Republican candidates for attorney general, state superintendent and lieutenant governor are all headed to the August runoff.
In the heated attorney general race, Mike Hunter had 44.5 percent of the votes over Gentner Drummond’s 38.5 percent. Democrat Mark Myles will face the winner in November.
The race for attorney general got negative, Drummond acknowledged to supporters at his Tulsa watch party.
“I don’t think that voters enjoy the negative tone, and I certainly don’t want it to be a negative tone,” Drummond said. “I think that if we can just stay on message and talk about the differences in leadership and what we both represent and stand for, I think it will be clear in August that Oklahoma will choose me.”
Hunter addressed his supporters at an Oklahoma City watch party, telling them that nothing is ever easy, and that the last 10 weeks have definitely not been easy.
The campaign is in good shape, he said, despite Drummond putting more than $1 million into the race.
“This office is not for sale,” Hunter said, prompting applause from supporters. “Thank you for your support.
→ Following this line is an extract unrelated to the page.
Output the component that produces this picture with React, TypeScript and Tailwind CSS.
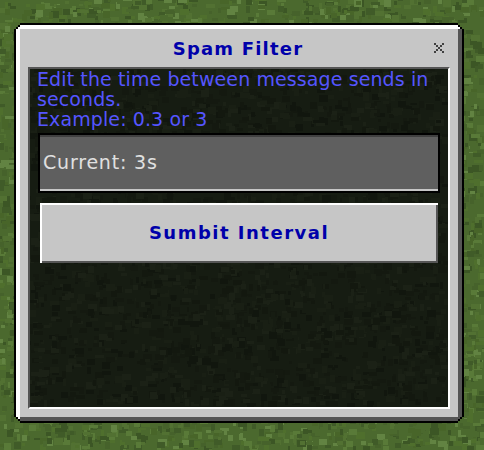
const GRASS = ['#405b28', '#46622b', '#4b692e', '#4b692e', '#527132', '#4f6f2d', '#597a38', '#486529', '#628342', '#3c5625'];
const DARK = ['#11160e', '#141910', '#161c12', '#191f14', '#13180f', '#1b2116'];

// seeded noise so the texture stays the same between runs
function makeRandom(seed: number) {
	let a = seed;
	return () => {
		a = (a + 0x6d2b79f5) | 0;
		let t = Math.imul(a ^ (a >>> 15), 1 | a);
		t = (t + Math.imul(t ^ (t >>> 7), 61 | t)) ^ t;
		return ((t ^ (t >>> 14)) >>> 0) / 4294967296;
	};
}

function Texture({ colors, width, height, count, seed }: { colors: string[]; width: number; height: number; count: number; seed: number }) {
	const rand = makeRandom(seed);
	const blots = Array.from({ length: count }, () => ({
		x: Math.floor(rand() * width) - 3,
		y: Math.floor(rand() * height) - 3,
		w: 3 + Math.floor(rand() * 7),
		h: 3 + Math.floor(rand() * 5),
		fill: colors[Math.floor(rand() * colors.length)],
	}));
	return (
		<svg className="absolute inset-0" width={width} height={height} shapeRendering="crispEdges" aria-hidden="true">
			<rect width={width} height={height} fill={colors[2]} />
			{blots.map((b, i) => (
				<rect key={i} x={b.x} y={b.y} width={b.w} height={b.h} fill={b.fill} />
			))}
		</svg>
	);
}

function CloseIcon() {
	return (
		<svg width="10" height="10" viewBox="0 0 10 10" shapeRendering="crispEdges" aria-hidden="true">
			<path d="M0 0h2v2H0zM8 0h2v2H8zM2 2h2v2H2zM6 2h2v2H6zM4 4h2v2H4zM2 6h2v2H2zM6 6h2v2H6zM0 8h2v2H0zM8 8h2v2H8z" fill="#404040" />
		</svg>
	);
}

// stepped pixel corner of the window frame
function Corner({ className }: { className: string }) {
	return (
		<svg className={`absolute ${className}`} width="6" height="6" viewBox="0 0 6 6" shapeRendering="crispEdges" aria-hidden="true">
			<path d="M0 0h6v2H4v2H2v2H0z" fill="#4b692e" />
			<path d="M4 2h2v2H4zM2 4h2v2H2z" fill="#000000" />
		</svg>
	);
}

export default function App() {
	return (
		<div className="relative h-[450px] w-[484px] overflow-hidden pl-[14px] pt-[23px] font-['DejaVu_Sans',sans-serif]">
			<Texture colors={GRASS} width={484} height={450} count={7000} seed={7} />
			<div className="relative h-[400px] w-[450px] border-2 border-black bg-[#c6c6c6] shadow-[inset_4px_4px_0_#ffffff,inset_-4px_-4px_0_#555555]">
				<Corner className="-left-[2px] -top-[2px]" />
				<Corner className="-right-[2px] -top-[2px] rotate-90" />
				<Corner className="-bottom-[2px] -right-[2px] rotate-180" />
				<Corner className="-bottom-[2px] -left-[2px] -rotate-90" />
				<div className="grid h-[42px] grid-cols-[1fr_auto_1fr] items-center pl-[16px] pr-[18px] pt-[4px]">
					<span />
					<h1 className="text-[18px] font-bold tracking-[1.2px] text-[#0000aa]">Spam Filter</h1>
					<div className="flex justify-end">
						<CloseIcon />
					</div>
				</div>
				<div className="relative ml-[12px] h-[342px] w-[422px] overflow-hidden border-2 border-b-white border-l-[#555555] border-r-white border-t-[#555555]">
					<Texture colors={DARK} width={418} height={338} count={3500} seed={21} />
					<div className="relative flex flex-col px-[7px]">
						<p className="w-[404px] text-[19px] leading-[20px] tracking-[0.1px] text-[#5555ff]">
							Edit the time between message sends in seconds.
							<br />
							Example: 0.3 or 3
						</p>
						<div className="ml-[1px] mt-[4px] flex h-[60px] w-[402px] items-center border-2 border-black bg-[#5f5f5f] pb-[2px] pl-[3px] shadow-[inset_0_2px_0_#404040,inset_0_-2px_0_#c6c6c6]">
							<span className="text-[19px] tracking-[0.8px] text-[#e0e0e0]">Current: 3s</span>
						</div>
						<button className="ml-[3px] mt-[10px] flex h-[60px] w-[398px] items-center justify-center bg-[#c6c6c6] pb-[2px] text-[18px] font-bold tracking-[1.5px] text-[#0000aa] shadow-[inset_2px_2px_0_#ffffff,inset_-2px_-2px_0_#555555]">
							Sumbit Interval
						</button>
					</div>
				</div>
			</div>
		</div>
	);
}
It is on to August. August looks good.”
Drummond has put at least $1.25 million of his own money into the campaign, while Hunter — surprised by Drummond’s candidacy — has had to put $450,000 into his.
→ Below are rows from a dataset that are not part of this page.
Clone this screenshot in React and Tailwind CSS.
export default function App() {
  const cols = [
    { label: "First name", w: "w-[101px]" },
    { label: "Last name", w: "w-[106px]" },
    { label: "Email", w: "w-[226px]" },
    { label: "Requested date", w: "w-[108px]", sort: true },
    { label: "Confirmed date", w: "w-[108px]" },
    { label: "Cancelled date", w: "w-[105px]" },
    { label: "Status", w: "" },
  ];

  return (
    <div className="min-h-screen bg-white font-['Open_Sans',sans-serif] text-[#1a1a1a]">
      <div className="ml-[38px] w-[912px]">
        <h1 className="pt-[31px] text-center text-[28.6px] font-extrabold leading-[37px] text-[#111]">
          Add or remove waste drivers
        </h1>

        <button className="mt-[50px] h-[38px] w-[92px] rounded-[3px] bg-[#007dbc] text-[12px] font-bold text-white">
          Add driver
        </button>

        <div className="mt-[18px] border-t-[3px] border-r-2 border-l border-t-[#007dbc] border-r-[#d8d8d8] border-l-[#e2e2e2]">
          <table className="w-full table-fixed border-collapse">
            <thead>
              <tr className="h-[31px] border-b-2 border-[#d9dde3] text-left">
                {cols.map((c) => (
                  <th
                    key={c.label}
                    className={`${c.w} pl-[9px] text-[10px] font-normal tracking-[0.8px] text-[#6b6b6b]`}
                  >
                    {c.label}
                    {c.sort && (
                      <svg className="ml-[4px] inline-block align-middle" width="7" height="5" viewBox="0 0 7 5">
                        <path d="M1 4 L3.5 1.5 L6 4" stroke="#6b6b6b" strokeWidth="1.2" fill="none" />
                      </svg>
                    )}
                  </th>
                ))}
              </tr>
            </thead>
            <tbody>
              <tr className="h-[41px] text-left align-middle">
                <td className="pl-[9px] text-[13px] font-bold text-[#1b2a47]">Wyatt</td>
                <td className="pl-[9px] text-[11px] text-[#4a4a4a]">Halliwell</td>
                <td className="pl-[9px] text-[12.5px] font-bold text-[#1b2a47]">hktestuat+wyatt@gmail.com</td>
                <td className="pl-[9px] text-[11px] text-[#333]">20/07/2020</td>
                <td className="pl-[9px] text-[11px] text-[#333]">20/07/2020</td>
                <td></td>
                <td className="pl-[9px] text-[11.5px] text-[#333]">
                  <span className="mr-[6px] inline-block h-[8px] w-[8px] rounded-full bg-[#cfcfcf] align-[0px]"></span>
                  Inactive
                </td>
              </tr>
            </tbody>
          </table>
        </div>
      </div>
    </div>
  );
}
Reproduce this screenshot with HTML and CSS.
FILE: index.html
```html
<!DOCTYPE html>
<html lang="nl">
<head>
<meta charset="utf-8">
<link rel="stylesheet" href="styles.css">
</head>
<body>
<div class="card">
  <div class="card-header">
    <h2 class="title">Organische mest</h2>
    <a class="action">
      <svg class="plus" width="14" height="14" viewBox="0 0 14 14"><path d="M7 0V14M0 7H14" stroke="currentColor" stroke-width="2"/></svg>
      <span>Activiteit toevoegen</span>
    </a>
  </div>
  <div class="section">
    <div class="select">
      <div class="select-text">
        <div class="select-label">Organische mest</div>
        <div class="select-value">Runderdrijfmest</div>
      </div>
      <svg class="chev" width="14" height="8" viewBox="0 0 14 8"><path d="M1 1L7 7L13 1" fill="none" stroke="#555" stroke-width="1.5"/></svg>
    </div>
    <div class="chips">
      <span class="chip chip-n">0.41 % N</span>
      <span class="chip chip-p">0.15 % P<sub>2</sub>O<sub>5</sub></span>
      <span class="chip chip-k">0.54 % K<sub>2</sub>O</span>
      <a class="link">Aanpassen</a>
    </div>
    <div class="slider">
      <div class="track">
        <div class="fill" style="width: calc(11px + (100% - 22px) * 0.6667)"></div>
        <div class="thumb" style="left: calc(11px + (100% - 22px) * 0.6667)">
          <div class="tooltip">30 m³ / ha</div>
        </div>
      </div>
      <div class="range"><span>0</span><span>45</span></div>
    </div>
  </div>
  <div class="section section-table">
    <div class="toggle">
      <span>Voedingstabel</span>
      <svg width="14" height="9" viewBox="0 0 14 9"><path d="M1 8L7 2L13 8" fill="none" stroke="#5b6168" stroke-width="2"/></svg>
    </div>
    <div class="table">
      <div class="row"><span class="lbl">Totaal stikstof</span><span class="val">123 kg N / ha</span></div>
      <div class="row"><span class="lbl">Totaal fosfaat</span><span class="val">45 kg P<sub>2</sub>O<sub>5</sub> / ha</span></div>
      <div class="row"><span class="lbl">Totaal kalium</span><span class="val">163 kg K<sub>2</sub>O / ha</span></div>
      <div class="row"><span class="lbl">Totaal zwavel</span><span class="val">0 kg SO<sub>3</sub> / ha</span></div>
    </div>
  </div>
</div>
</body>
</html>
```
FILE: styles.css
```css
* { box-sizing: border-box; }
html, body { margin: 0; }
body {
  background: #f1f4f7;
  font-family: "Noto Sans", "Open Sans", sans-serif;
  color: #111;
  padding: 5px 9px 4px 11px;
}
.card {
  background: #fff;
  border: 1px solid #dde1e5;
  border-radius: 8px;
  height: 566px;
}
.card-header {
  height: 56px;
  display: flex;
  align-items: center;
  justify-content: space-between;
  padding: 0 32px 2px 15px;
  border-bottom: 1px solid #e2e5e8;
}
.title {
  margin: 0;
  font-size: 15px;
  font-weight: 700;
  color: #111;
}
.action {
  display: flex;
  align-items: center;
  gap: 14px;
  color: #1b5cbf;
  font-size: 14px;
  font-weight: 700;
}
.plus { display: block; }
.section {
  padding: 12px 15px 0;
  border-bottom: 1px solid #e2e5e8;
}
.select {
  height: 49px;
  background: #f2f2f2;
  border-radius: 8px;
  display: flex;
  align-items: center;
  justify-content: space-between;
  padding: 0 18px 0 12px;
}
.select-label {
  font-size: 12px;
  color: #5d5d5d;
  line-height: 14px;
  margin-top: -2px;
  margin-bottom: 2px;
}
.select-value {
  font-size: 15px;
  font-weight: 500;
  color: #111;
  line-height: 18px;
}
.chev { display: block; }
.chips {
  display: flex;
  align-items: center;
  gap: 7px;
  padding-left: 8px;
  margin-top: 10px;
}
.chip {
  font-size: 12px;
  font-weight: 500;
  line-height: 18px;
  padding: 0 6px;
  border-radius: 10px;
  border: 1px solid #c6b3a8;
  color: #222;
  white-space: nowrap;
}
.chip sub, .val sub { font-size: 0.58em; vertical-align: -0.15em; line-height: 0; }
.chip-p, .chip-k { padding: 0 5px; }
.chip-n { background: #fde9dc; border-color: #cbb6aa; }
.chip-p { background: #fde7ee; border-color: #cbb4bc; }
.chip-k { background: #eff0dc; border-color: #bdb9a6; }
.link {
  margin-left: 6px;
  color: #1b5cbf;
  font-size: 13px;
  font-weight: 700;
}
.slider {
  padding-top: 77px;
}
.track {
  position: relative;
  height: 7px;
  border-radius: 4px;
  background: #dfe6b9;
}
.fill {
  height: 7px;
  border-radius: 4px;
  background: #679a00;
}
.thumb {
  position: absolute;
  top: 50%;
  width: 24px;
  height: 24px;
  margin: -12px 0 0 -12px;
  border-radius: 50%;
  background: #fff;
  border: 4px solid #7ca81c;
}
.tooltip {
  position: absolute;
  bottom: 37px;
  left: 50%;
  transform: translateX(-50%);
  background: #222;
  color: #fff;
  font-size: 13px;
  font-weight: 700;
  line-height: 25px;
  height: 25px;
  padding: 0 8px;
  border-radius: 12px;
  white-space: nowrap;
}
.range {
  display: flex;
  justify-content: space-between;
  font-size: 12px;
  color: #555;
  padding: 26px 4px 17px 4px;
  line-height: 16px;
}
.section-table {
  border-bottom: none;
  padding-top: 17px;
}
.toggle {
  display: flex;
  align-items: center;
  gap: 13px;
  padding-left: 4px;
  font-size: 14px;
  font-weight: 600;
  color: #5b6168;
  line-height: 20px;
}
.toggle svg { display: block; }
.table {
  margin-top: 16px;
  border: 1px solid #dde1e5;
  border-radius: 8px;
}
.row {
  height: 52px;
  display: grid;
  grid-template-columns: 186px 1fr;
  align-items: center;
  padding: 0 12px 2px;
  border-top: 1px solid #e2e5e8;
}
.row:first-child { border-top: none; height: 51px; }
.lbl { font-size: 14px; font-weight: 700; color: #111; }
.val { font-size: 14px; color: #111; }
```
Drummond kept his plans to run secret until the April filing period, then hit Hunter with an eligibility challenge and advertising campaign. Hunter fought back by questioning Drummond’s ethics and competency.
Besides his law practice, Drummond is involved in banking and other businesses and operates an Osage County ranch.
Hunter has held several elected and appointed offices in state government over the past 30 years, including two tours as secretary of state. Gov. Mary Fallin appointed him attorney general in February 2017 after Scott Pruitt resigned to become head of the Environmental Protection Agency.
State superintendent: Incumbent Joy Hofmeister will face former State Secretary of Education Linda Murphy in the runoff. Democrat John Cox and independent Larry Huff are also running.
Lieutenant governor: Oklahoma Corporation Commissioner Dana Murphy, who carried more than 45 percent of the vote, and former Oklahoma Republican Party Chairman Matt Pinnell will meet in the runoff. The Democratic race was too close as of 11 p.m. In a two-person race, Anastasia Pittman had 50.3 percent of the vote and Anna Dearmore had 49.7 percent.
State auditor: Cindy Byrd and Charlie Prater appeared to be headed for a runoff in the Republican primary. At 11 p.m., Byrd had more than 49 percent — just short of what was needed. Charlie Prater had 42 percent.
Corporation commissioner: Incumbent Bob Anthony and Brian Bingman will meet in the Republican runoff. Anthony narrowly missed winning the nomination, picking up 47 percent of the vote. Bingman had 38 percent.Democrat Ashley Nicole McCray was just short of the majority needed. She had nearly 49 percent and will face Blake Cummings, who had 22 percent in the four-person field.
Labor commissioner: Cathy Costello will meet Leslie Osborn in the Republican runoff. In the Democratic race, Fred Dorrell won by a nearly 3-to-1 margin over Sam A Mis-Soum.